I had a look at the source because I remembered that PBKDF
implementation does re-use a initialized HMAC and that HMAC does
pre-compute the init vectors.

As it turns out, however the HMAC implementation does only pre-compute
the padded keys, not the result of the first compression function. This
is rather unfortunate not only for performance reasons, but also because
it needs to store the key-xors which is added security risk.

So what I would recommend is to add the compressions to the
initialisation. (In this case pre-compute the state of inner and outer
digest)

The problem with this is however, the official
interface to get a pre-calculated digest state would use clone().
And  this would increase the memory pressure.

So what really would help is to have a private method of getting and
setting the state. Here is the clone based implementation with comments
hinting in the direction of state extraction.

engineInit(..) {
...
  md.update(k_opad);
  mdOuter = md.clone(); // md.getState();
  md.reset();

  md.update(k_ipad);
  mdInner = md.clone(); //md.getState();

  null(k_opad, k_ipad); // goooood!

  engineReset()
}

engineReset() {
  md = mdInner.clone(); // md.setState(mdInnerState);
}

This has the big advantage that you can also remove the "first" flag
from the update() methods:

engineUpdate() {
  md.update(bytes);
}

and the final looks like

engineDoFinal() {
...
     byte[] tmp = md.digest();
     md = mdOuter.clone(); //// md.setState(mdOuterState);
     md.update(tmp);
     md.digest(tmp, 0, tmp.length);
     return tmp;
}

Without the state construct we would have a few Digest clones per
iteration which might be quite bad, but this can be avoided with the
state access.

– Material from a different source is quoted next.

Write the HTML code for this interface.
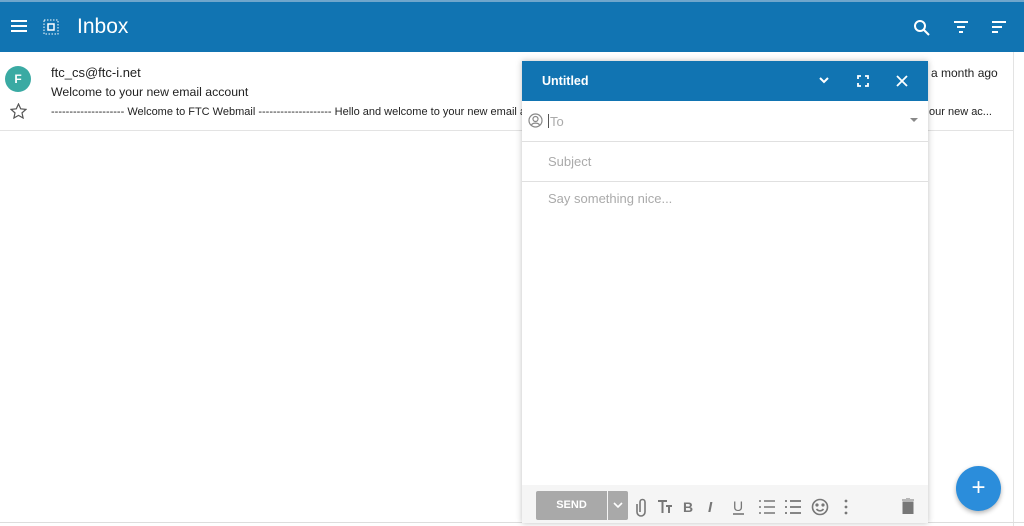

An alternative would be to code HMac without reering to a
full fleged hash primitive (only the compression function), but I guess
that would make validation of the construct harder.

For a PBKDF2 construct this would nearly double the speed, which is
important to give attackers not too much headstart, but it might also
speed up other repeating usages of HMACs.

What do you think?

(btw: I had before asked about access to the state, so maybe it is
really a good idea to have an interface for this?

Gruss
Bernd